While Gu Jian Qi Tan 2’s story takes place in the same world as the original game the cast are all-new (reduced from six down to four main playable characters) and there is little direct connection between the two. However this reduction in total cast size has allowed for expansions in another area – the battle system now allows for all four party members to participate in battle simultaneously, whereas the original forced you to choose three from a choice of six.
As before battles are initiated by running in to enemies (or having them run in to you) that are visibly wandering around as the player explores certain areas, and then being whisked away to a separate battleground to fight. This is where the similarities between the games end though, as Gu Jian Qi Tan 2 ditches the turn-based system used in the previous entry and instead adopts a more action-orientated approach with a superficially MMO-like hotbar (complete with cooldown timers) across the bottom of the screen. To keep these real-time fights manageable you can switch between characters at will, with the computer controlling the rest. The AI used to determine how party members behave when not under your command can be individually adjusted from several preset patterns.

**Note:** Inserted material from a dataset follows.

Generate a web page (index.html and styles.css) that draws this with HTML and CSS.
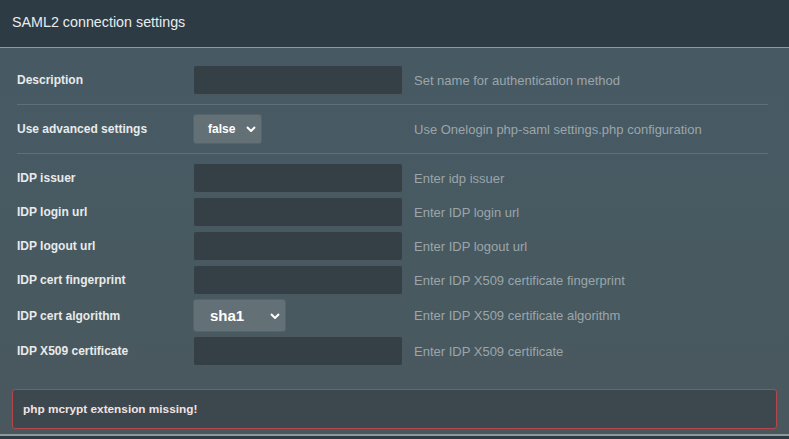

The battle system may have had a significant overhaul, but some other things have remained largely the same; the skill tree-ish system used to determine which abilities and stat bonuses are unlocked is much as it was before, and the map still has annotations that automatically mark the location of the next main plot trigger and other points of interest.
Outside of battle the QTE sequences make a return, and there are a few platforming/flying/submarine segments woven into the main quest that require real-time reflexes to complete. The flying and submarine segments are pretty straightforward, but the platforming portion of the game is much more difficult (if ultimately rather brief).
Beyond the game itself there are a couple of new additions to make playing more comfortable, with the main one being the new account-based authentication system that allows you to sign into your game (complete with saves) from any PC with Gu Jian Qi Tan 2 installed on it, as opposed to the more typical serial key system that binds itself to a particular computer. For any potential players reading this – I can confirm from first-hand experience that you can log in and play from another PC without any issues or extra work, such as needing to de-authorise the original installation first. Unfortunately I can also confirm that as mentioned in my review-ish thing on the game Gu Jian Qi Tan 2 really is terribly optimised, as the significantly more powerful laptop I recently purchased still runs the game noticeably worse than other modern titles with broadly similar visuals.
Since the games initial release several optional side stories have been added to the game, as well as unlockable costumes and special items.